Dataset excerpt
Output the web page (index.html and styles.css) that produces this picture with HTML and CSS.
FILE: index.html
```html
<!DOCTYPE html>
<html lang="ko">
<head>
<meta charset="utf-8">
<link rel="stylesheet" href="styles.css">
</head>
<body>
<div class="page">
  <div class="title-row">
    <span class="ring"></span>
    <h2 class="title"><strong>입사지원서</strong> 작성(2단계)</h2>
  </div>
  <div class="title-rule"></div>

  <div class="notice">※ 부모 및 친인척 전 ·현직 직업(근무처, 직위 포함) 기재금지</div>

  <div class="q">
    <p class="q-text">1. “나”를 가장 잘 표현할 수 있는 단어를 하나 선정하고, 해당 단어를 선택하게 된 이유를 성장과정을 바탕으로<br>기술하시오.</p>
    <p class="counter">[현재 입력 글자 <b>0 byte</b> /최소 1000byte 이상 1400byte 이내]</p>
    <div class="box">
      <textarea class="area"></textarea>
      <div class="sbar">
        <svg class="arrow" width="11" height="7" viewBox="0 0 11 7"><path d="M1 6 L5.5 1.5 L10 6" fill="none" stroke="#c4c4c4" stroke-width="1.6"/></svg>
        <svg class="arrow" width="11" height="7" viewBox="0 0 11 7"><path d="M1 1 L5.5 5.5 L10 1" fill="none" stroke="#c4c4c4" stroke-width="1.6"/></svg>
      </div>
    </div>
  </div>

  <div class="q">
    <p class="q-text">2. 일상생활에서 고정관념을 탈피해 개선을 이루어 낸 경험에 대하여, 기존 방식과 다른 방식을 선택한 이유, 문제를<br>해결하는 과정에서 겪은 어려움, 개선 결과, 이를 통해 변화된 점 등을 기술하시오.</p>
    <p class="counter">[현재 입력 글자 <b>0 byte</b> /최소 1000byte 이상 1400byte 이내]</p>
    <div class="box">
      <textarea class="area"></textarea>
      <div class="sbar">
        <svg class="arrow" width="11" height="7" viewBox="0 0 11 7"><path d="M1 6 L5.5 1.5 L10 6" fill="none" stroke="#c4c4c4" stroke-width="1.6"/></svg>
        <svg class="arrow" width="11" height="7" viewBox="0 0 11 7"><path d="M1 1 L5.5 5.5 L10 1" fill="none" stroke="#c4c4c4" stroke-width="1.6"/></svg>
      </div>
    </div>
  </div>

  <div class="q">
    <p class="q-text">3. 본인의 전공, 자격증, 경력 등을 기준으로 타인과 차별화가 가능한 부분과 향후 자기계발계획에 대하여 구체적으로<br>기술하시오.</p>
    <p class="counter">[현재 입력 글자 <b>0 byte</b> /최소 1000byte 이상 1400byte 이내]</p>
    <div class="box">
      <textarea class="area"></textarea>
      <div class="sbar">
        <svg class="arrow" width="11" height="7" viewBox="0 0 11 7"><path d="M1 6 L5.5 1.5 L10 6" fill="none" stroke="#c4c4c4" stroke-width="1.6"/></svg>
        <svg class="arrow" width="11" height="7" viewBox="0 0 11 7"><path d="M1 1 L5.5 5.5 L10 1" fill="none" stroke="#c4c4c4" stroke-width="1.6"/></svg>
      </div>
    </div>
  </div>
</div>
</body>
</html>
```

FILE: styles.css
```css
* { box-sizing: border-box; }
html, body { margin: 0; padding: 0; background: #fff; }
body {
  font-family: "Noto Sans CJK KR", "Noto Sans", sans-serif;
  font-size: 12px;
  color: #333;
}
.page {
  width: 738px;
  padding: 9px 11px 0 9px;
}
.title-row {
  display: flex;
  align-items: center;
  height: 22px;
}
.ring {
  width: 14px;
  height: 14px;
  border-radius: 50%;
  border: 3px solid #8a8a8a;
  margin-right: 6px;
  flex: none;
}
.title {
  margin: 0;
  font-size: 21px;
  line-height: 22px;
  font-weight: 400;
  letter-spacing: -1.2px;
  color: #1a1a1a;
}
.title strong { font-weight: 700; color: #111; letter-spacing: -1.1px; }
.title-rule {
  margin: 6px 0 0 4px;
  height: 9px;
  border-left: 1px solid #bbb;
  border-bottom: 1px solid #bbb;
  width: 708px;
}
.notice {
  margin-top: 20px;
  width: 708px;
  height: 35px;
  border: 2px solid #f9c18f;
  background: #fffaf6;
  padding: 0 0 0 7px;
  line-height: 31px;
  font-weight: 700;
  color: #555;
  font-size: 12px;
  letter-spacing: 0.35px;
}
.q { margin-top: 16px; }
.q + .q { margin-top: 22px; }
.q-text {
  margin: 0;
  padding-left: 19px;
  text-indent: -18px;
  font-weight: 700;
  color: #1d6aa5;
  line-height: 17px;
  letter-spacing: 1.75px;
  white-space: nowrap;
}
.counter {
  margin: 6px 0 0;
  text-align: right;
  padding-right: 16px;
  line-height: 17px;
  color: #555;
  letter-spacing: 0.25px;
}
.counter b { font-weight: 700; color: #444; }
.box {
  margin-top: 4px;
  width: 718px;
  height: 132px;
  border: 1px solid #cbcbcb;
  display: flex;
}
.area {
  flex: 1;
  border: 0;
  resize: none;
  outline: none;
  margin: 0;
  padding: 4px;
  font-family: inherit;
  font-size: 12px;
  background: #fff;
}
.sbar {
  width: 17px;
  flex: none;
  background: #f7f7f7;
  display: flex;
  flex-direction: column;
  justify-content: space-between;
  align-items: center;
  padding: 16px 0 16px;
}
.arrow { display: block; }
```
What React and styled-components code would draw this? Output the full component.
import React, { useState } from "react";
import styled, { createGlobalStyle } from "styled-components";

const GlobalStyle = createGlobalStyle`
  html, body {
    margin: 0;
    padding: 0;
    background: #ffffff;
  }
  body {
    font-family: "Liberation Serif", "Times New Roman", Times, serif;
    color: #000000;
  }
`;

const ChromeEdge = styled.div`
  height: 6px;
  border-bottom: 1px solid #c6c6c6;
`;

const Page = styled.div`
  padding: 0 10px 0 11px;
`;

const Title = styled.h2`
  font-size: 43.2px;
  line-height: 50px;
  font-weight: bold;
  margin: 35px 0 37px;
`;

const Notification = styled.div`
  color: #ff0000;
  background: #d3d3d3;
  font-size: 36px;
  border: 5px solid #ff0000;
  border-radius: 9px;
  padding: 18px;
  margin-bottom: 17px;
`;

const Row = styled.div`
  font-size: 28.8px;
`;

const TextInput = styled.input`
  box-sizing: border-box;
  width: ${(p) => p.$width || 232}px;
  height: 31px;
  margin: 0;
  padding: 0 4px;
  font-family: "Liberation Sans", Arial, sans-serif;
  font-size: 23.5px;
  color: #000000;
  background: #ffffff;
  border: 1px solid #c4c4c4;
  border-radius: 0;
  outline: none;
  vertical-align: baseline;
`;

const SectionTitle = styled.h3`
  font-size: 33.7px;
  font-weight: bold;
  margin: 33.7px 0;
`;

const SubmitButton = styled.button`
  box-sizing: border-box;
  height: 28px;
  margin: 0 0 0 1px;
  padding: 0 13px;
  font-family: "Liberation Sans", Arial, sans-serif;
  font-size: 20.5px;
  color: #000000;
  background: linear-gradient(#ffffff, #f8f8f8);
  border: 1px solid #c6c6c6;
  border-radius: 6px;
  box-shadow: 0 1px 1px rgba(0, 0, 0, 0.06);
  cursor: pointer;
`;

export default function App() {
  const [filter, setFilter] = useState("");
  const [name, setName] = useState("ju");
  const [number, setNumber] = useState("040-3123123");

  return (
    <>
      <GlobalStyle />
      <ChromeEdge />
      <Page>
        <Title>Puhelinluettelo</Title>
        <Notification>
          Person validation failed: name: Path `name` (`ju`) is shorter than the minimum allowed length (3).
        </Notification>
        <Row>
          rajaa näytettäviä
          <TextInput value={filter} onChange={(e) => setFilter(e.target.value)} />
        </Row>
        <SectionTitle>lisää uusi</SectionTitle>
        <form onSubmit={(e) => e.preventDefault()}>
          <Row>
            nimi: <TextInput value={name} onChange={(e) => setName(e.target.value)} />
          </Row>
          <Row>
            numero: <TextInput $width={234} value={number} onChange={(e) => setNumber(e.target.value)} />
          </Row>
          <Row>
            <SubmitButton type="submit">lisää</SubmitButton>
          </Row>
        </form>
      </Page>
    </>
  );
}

• _Problem requirements_:
Which lines contain "Output"? Copy each of them.

• _Complete answer_:
Output the web page (index.html and styles.css) that produces this picture with HTML and CSS.
What React and styled-components code would draw this? Output the full component.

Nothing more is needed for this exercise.